The 12 points are good. Titled “living intra-Syrian essential principles,” they project an end-state that includes a sovereign, democratic Syria including all its national territory, a non-sectarian state of citizens with equal rights and the usual array of freedoms, good governance and a unified army, rejection of terrorism, preservation of national heritage…. In other words, motherhood and apple pie.
Like many other diplomatic documents, the most significant part is what is missing: any transition in governing authority away from Bashar al Assad and any accountability for acts committed during the almost seven years of war. The Syrian opposition is no doubt insisting on that. The Syrian government representatives walked out over the weekend, presumably because they are unwilling to move in that direction.
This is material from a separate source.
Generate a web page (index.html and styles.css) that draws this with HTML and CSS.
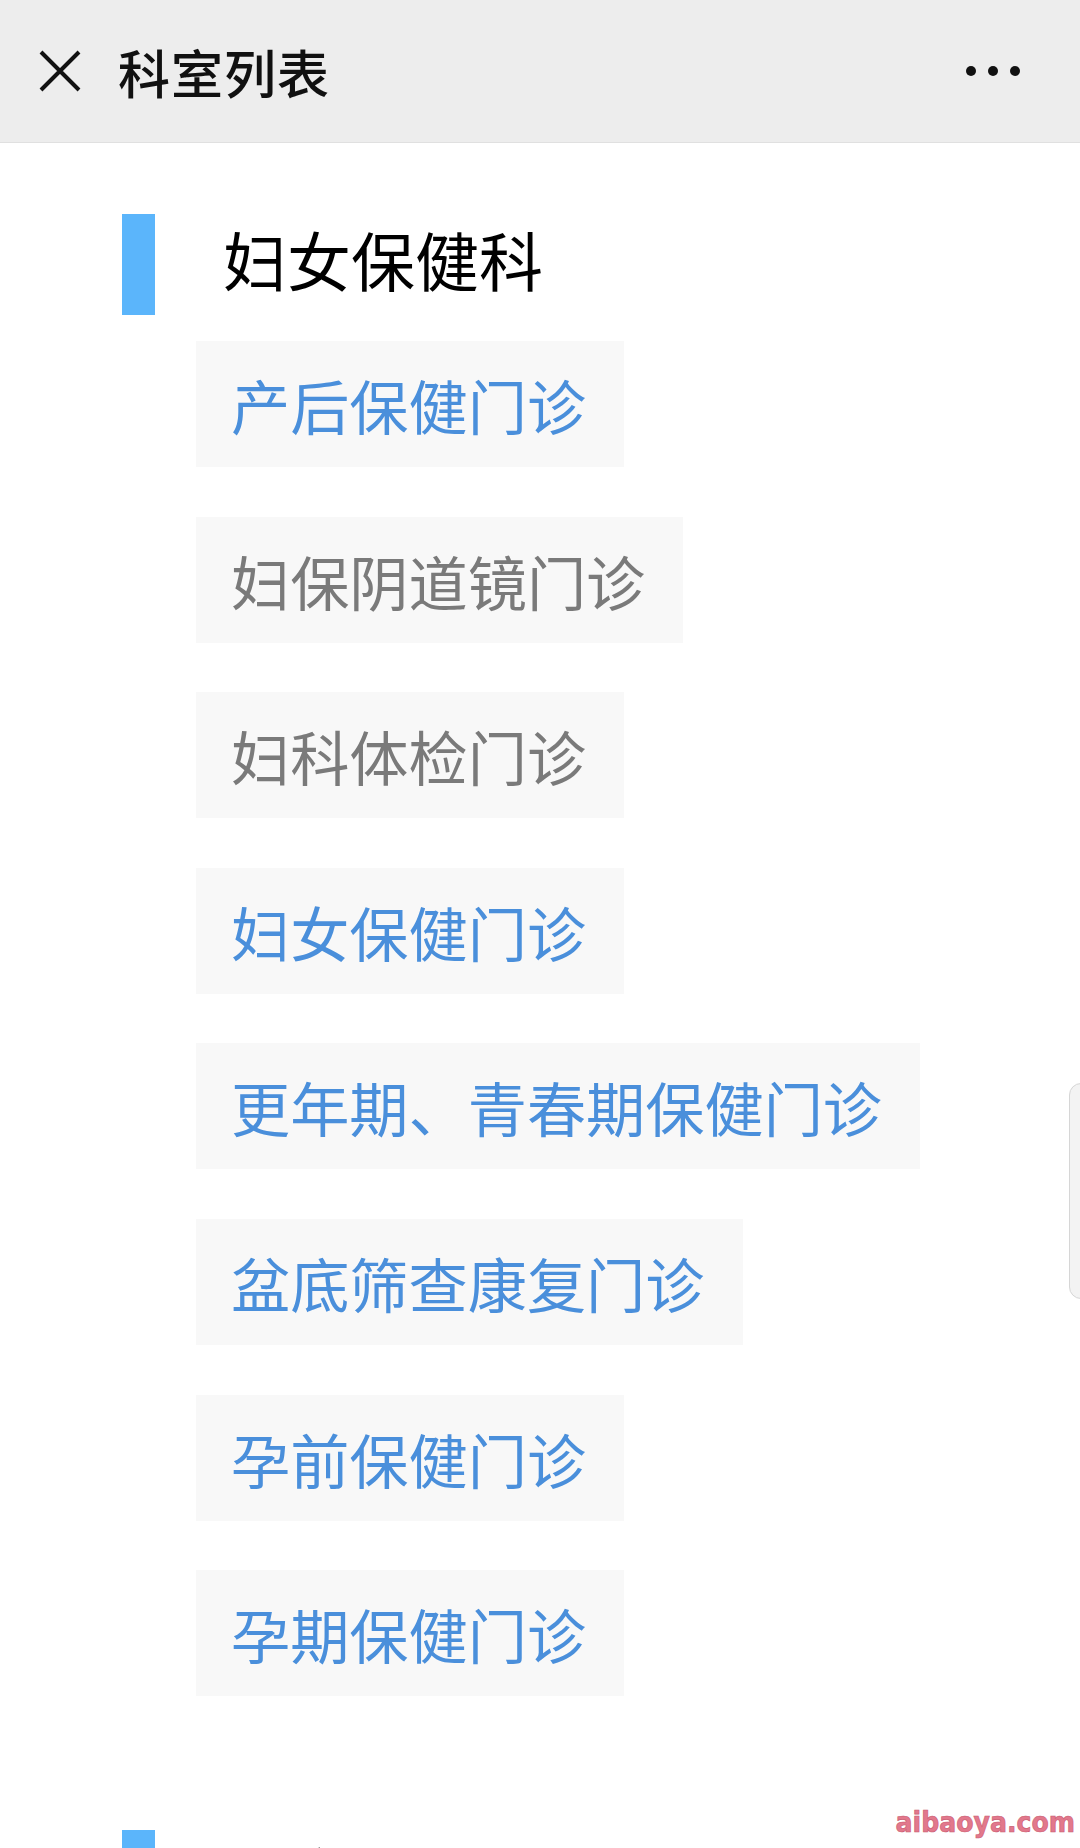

The military situation inside Syria gives Assad the license to refuse. He does not control the entire country: Turkish troops control part of the northern border as well as part of Idlib province, Syrian opposition forces control part of the south along the Israeli and Jordanian borders while US-supported, and Kurdish-led Syrian Democratic Forces control much of the northeast. Islamic State still has some presence in the south and east. But Assad is increasingly secure in Damascus, protected by Iran and Russia and raining bombs on remaining pockets of resistance east of the capital and in other parts of the country.
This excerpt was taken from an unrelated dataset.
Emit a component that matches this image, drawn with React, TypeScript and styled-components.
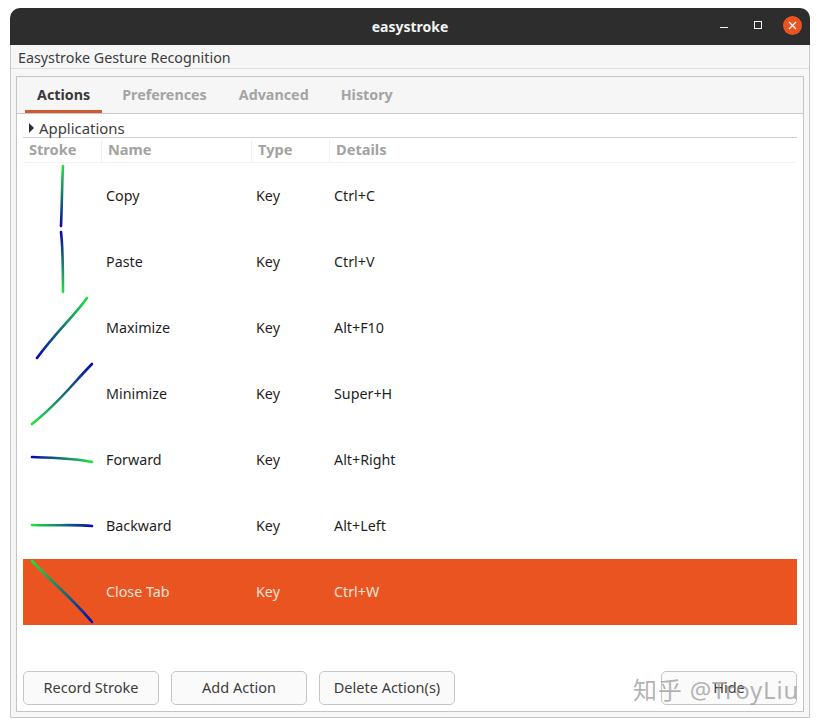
import styled, { createGlobalStyle } from "styled-components";

const GlobalStyle = createGlobalStyle`
  html, body {
    margin: 0;
    padding: 0;
    background: #ffffff;
    font-family: "Noto Sans", "Open Sans", sans-serif;
  }
`;

const Page = styled.div`
  position: relative;
  width: 820px;
  height: 728px;
  padding: 8px 10px 10px;
  box-sizing: border-box;
`;

const Window = styled.div`
  display: flex;
  flex-direction: column;
  height: 710px;
  box-sizing: border-box;
  background: #f6f6f6;
  border: 1px solid #c9c9c9;
  border-top: none;
  border-radius: 12px 12px 0 0;
`;

const TitleBar = styled.div`
  position: relative;
  flex: 0 0 37px;
  margin: 0 -1px;
  display: flex;
  align-items: center;
  justify-content: center;
  background: #2d2d2d;
  border-radius: 10px 10px 0 0;
  color: #f2f2f2;
  font-size: 14px;
  font-weight: 700;
`;

const WindowControls = styled.div`
  position: absolute;
  right: 8px;
  top: 8px;
  display: flex;
  align-items: center;
  gap: 15px;
`;

const ControlButton = styled.div`
  width: 19px;
  height: 19px;
  display: flex;
  align-items: center;
  justify-content: center;
`;

const CloseButton = styled(ControlButton)`
  background: #e95420;
  border-radius: 50%;
`;

const MenuBar = styled.div`
  flex: 0 0 24px;
  min-height: 0;
  box-sizing: border-box;
  padding-left: 7px;
  border-bottom: 1px solid #dfdfdf;
  color: #3d3d3d;
  font-size: 14.3px;
  line-height: 25px;
`;

const Notebook = styled.div`
  flex: 1;
  display: flex;
  flex-direction: column;
  margin: 7px 5px 5px;
  border: 1px solid #c4c4c4;
  background: #ffffff;
`;

const TabBar = styled.div`
  flex: 0 0 36px;
  display: flex;
  padding-left: 8px;
  background: #f6f6f6;
  border-bottom: 1px solid #c8c8c8;
`;

const Tab = styled.div<{ $active?: boolean }>`
  box-sizing: border-box;
  height: 36px;
  margin-right: ${({ $active }) => ($active ? "4px" : "0")};
  padding: 0 ${({ $active }) => ($active ? "12px" : "16px")};
  border-bottom: 3px solid ${({ $active }) => ($active ? "#cf5a2e" : "transparent")};
  color: ${({ $active }) => ($active ? "#3a3a3a" : "#a4a4a4")};
  font-size: 14.3px;
  font-weight: 700;
  line-height: 35px;
`;

const Content = styled.div`
  flex: 1;
  display: flex;
  flex-direction: column;
  padding: 5px 6px 6px;
`;

const Expander = styled.div`
  display: flex;
  align-items: center;
  gap: 5px;
  height: 18px;
  padding-left: 6px;
  border-bottom: 1px solid #d2d2d2;
  color: #3d3d3d;
  font-size: 14.9px;
`;

const Arrow = styled.span`
  width: 0;
  height: 0;
  border-left: 5px solid #2d2d2d;
  border-top: 5px solid transparent;
  border-bottom: 5px solid transparent;
`;

const ActionsTable = styled.div`
  flex: 1;
  margin-top: 2px;
`;

const HeaderRow = styled.div`
  display: grid;
  grid-template-columns: 79px 150px 78px 1fr;
  height: 23px;
  box-sizing: border-box;
  border-bottom: 1px solid #f2f2f2;
`;

const HeaderCell = styled.div`
  padding-left: 6px;
  border-right: 1px solid #f0f0f0;
  color: #a2a2a2;
  font-size: 14.6px;
  font-weight: 700;
  line-height: 18px;
  &:last-child {
    border-right: none;
  }
`;

const Row = styled.div<{ $selected?: boolean }>`
  display: grid;
  grid-template-columns: 83px 150px 78px 1fr;
  height: 66px;
  align-items: center;
  background: ${({ $selected }) => ($selected ? "#e95420" : "transparent")};
  color: ${({ $selected }) => ($selected ? "#f7e3d9" : "#1f1f1f")};
  font-size: 14.3px;
`;

const Cell = styled.div`
  margin-bottom: 2px;
`;

const StrokeCanvas = styled.svg`
  display: block;
  width: 83px;
  height: 66px;
`;

const ButtonBar = styled.div`
  display: flex;
  gap: 12px;
`;

const Button = styled.div<{ $end?: boolean }>`
  box-sizing: border-box;
  width: 136px;
  height: 34px;
  margin-left: ${({ $end }) => ($end ? "auto" : "0")};
  border: 1px solid #c6c6c6;
  border-radius: 5px;
  background: #fafafa;
  color: #3d3d3d;
  font-size: 14.5px;
  line-height: 30px;
  text-align: center;
`;

const Watermark = styled.div`
  position: absolute;
  left: 633px;
  top: 672px;
  color: rgba(150, 150, 150, 0.72);
  font-family: "Noto Sans", "Noto Sans CJK SC", sans-serif;
  font-size: 24px;
  letter-spacing: 0.8px;
  line-height: 36px;
  white-space: nowrap;
  pointer-events: none;
`;

type Point = [number, number];

type Action = {
  name: string;
  details: string;
  path: string;
  from: Point;
  to: Point;
  startsBlue?: boolean;
  selected?: boolean;
};

const actions: Action[] = [
  { name: "Copy", details: "Ctrl+C", path: "M40 3 C39 20 39 40 38 63", from: [40, 3], to: [38, 63] },
  { name: "Paste", details: "Ctrl+V", path: "M38 3 C40 20 40 40 40 63", from: [38, 3], to: [40, 63], startsBlue: true },
  { name: "Maximize", details: "Alt+F10", path: "M64 3 C52 20 34 36 14 63", from: [64, 3], to: [14, 63] },
  { name: "Minimize", details: "Super+H", path: "M69 3 C50 22 36 42 9 63", from: [69, 3], to: [9, 63], startsBlue: true },
  { name: "Forward", details: "Alt+Right", path: "M9 30 C30 31 50 31 69 35", from: [9, 30], to: [69, 35], startsBlue: true },
  { name: "Backward", details: "Alt+Left", path: "M9 32 C30 33 50 31 69 33", from: [9, 32], to: [69, 33] },
  { name: "Close Tab", details: "Ctrl+W", path: "M9 2 C28 22 50 40 69 63", from: [9, 2], to: [69, 63], selected: true },
];

const GREEN = "#20e23c";
const BLUE = "#0808b0";

const Stroke = ({ id, action }: { id: string; action: Action }) => (
  <StrokeCanvas viewBox="0 0 83 66">
    <defs>
      <linearGradient
        id={id}
        gradientUnits="userSpaceOnUse"
        x1={action.from[0]}
        y1={action.from[1]}
        x2={action.to[0]}
        y2={action.to[1]}
      >
        <stop offset="0" stopColor={action.startsBlue ? BLUE : GREEN} />
        <stop offset="1" stopColor={action.startsBlue ? GREEN : BLUE} />
      </linearGradient>
    </defs>
    <path d={action.path} fill="none" stroke={`url(#${id})`} strokeWidth="2.6" strokeLinecap="round" />
  </StrokeCanvas>
);

export default function App() {
  return (
    <Page>
      <GlobalStyle />
      <Window>
        <TitleBar>
          easystroke
          <WindowControls>
            <ControlButton>
              <svg width="9" height="9" viewBox="0 0 9 9">
                <rect x="0" y="6" width="8" height="1" fill="#f2f2f2" />
              </svg>
            </ControlButton>
            <ControlButton>
              <svg width="9" height="9" viewBox="0 0 9 9">
                <rect x="0.5" y="0.5" width="7" height="7" fill="none" stroke="#f2f2f2" strokeWidth="1" />
              </svg>
            </ControlButton>
            <CloseButton>
              <svg width="9" height="9" viewBox="0 0 9 9">
                <path d="M1 1 L8 8 M8 1 L1 8" stroke="#ffffff" strokeWidth="1.2" />
              </svg>
            </CloseButton>
          </WindowControls>
        </TitleBar>
        <MenuBar>Easystroke Gesture Recognition</MenuBar>
        <Notebook>
          <TabBar>
            <Tab $active>Actions</Tab>
            <Tab>Preferences</Tab>
            <Tab>Advanced</Tab>
            <Tab>History</Tab>
          </TabBar>
          <Content>
            <Expander>
              <Arrow />
              Applications
            </Expander>
            <ActionsTable>
              <HeaderRow>
                <HeaderCell>Stroke</HeaderCell>
                <HeaderCell>Name</HeaderCell>
                <HeaderCell>Type</HeaderCell>
                <HeaderCell>Details</HeaderCell>
              </HeaderRow>
              {actions.map((action, index) => (
                <Row key={action.name} $selected={action.selected}>
                  <Stroke id={`stroke-${index}`} action={action} />
                  <Cell>{action.name}</Cell>
                  <Cell>Key</Cell>
                  <Cell>{action.details}</Cell>
                </Row>
              ))}
            </ActionsTable>
            <ButtonBar>
              <Button>Record Stroke</Button>
              <Button>Add Action</Button>
              <Button>Delete Action(s)</Button>
              <Button $end>Hide</Button>
            </ButtonBar>
          </Content>
        </Notebook>
      </Window>
      <Watermark>知乎 @TroyLiu</Watermark>
    </Page>
  );
}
With the US headed for the exit, the denouement in Syria depends heavily on what Iran and Russia are prepared to do. Iran will back Assad to the hilt: they own him much more now than they did seven years ago and stand close to gaining the much ballyhooed Shia “land bridge” through Iraq and Syria to Lebanon. Some see strains between Iran and Russia, which has less interest in Assad and more interest in ensuring that any possible successor is friendly to Moscow’s continued presence. Hence the Russian interest in at least parts of the less resistant parts of the Syrian opposition.
The Syrian opposition correctly understands that the UN’s motherhood and apple pie principles cannot be implemented with Assad still in place. Neither Iran nor Russia will be interested in a seriously democratic Syria, whose Sunni majority has manned most of the opposition. That is why Moscow and Tehran continue, with Ankara’s cooperation, to convene meetings in Astana and Sochi that are now clearly intended to displace the UN’s “Geneva process” in the search for a political solution.
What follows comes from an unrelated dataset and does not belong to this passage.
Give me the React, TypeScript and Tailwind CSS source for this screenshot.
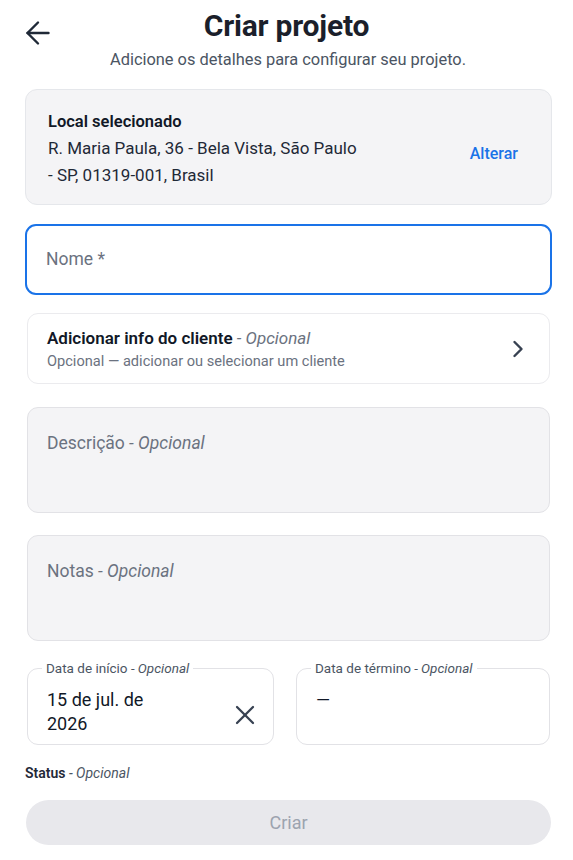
import { ArrowLeft, ChevronRight, X } from "lucide-react";

function Opt() {
  return <span className="italic font-normal"> - Opcional</span>;
}

export default function App() {
  return (
    <div className="min-h-[860px] bg-white font-['Roboto',sans-serif] text-[#111827]">
      <header className="relative pt-[10px]">
        <button className="absolute left-[20px] top-[15px] text-[#1f2937]">
          <ArrowLeft size={36} strokeWidth={1.6} />
        </button>
        <h1 className="text-center text-[30px] font-bold leading-[32px] tracking-[-0.2px] text-[#1b1f2b]">
          Criar projeto
        </h1>
        <p className="mt-[8px] pl-[3px] text-center text-[16.4px] leading-[20px] text-[#4b5563]">
          Adicione os detalhes para configurar seu projeto.
        </p>
      </header>

      <main className="flex flex-col px-[25px] pr-[21px] pt-[19px]">
        <section className="flex items-center justify-between rounded-[12px] border border-[#e5e7eb] bg-[#f4f4f6] pb-[15px] pl-[22px] pr-[33px] pt-[20px]">
          <div>
            <div className="text-[16.5px] font-semibold leading-[24px] text-[#111827]">Local selecionado</div>
            <div className="mt-[1px] w-[311px] text-[17px] leading-[27px] text-[#1f2937]">
              R. Maria Paula, 36 - Bela Vista, São Paulo - SP, 01319-001, Brasil
            </div>
          </div>
          <button className="mt-[8px] text-[16px] font-medium text-[#1a73e8]">Alterar</button>
        </section>

        <div className="mt-[19px] flex h-[71px] items-center rounded-[11px] border-2 border-[#1a73e8] px-[19px]">
          <span className="text-[17.5px] text-[#6b7280]">Nome *</span>
        </div>

        <div className="mx-[2px] mt-[18px] flex h-[71px] items-center justify-between rounded-[11px] border border-[#ebebee] pl-[19px] pr-[17px]">
          <div>
            <div className="text-[17px] font-semibold leading-[22px] text-[#111827]">
              Adicionar info do cliente<span className="italic font-normal text-[#6b7280]"> - Opcional</span>
            </div>
            <div className="mt-[3px] text-[14.6px] leading-[18px] text-[#6b7280]">
              Opcional — adicionar ou selecionar um cliente
            </div>
          </div>
          <ChevronRight size={28} strokeWidth={2.1} className="text-[#374151]" />
        </div>

        <div className="mx-[2px] mt-[23px] h-[106px] rounded-[11px] border border-[#e2e2e6] bg-[#f4f4f6] px-[19px] pt-[22px]">
          <span className="text-[17.5px] text-[#6b7280]">
            Descrição<Opt />
          </span>
        </div>

        <div className="mx-[2px] mt-[22px] h-[106px] rounded-[11px] border border-[#e2e2e6] bg-[#f4f4f6] px-[19px] pt-[22px]">
          <span className="text-[17.5px] text-[#6b7280]">
            Notas<Opt />
          </span>
        </div>

        <div className="mx-[2px] mt-[19px] grid grid-cols-[247px_1fr] gap-[22px]">
          <fieldset className="h-[85px] rounded-[11px] border border-[#e2e2e6] pl-[19px] pr-[12px]">
            <legend className="ml-[-5px] px-[4px] text-[13.5px] leading-[16px] text-[#4b5563]">
              Data de início<Opt />
            </legend>
            <div className="mt-[12px] flex items-center justify-between">
              <span className="w-[130px] text-[18px] leading-[24px] text-[#111827]">15 de jul. de 2026</span>
              <X size={32} strokeWidth={1.7} className="mt-[6px] text-[#374151]" />
            </div>
          </fieldset>
          <fieldset className="h-[85px] rounded-[11px] border border-[#e2e2e6] pl-[19px]">
            <legend className="ml-[-5px] px-[4px] text-[13.5px] leading-[16px] text-[#4b5563]">
              Data de término<Opt />
            </legend>
            <div className="mt-[12px] text-[18px] leading-[24px] text-[#111827]">—</div>
          </fieldset>
        </div>

        <div className="mt-[19px] text-[14px] font-semibold leading-[18px] text-[#1f2937]">
          Status<span className="italic font-normal text-[#4b5563]"> - Opcional</span>
        </div>

        <button className="mx-[1px] mt-[18px] h-[45px] rounded-[23px] bg-[#e8e8ec] text-[18px] text-[#9ca3af]">
          Criar
        </button>
      </main>
    </div>
  );
}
The US has only a few cards left to play:
- it owns, with its SDF allies, a good part of Syria’s northeast, including the main Syrian oil producing facilities;
- it controls, with European allies, IMF and World Bank funding for reconstruction;
- it wields a veto over any new resolution on Syria in the UN Security Council.
Somehow the US needs to use these cards to encourage a political evolution that would enable the 12 principles to be realized, eventually, in practice. That’s not going to be easy. You might even need a fully functional State Department to make it happen.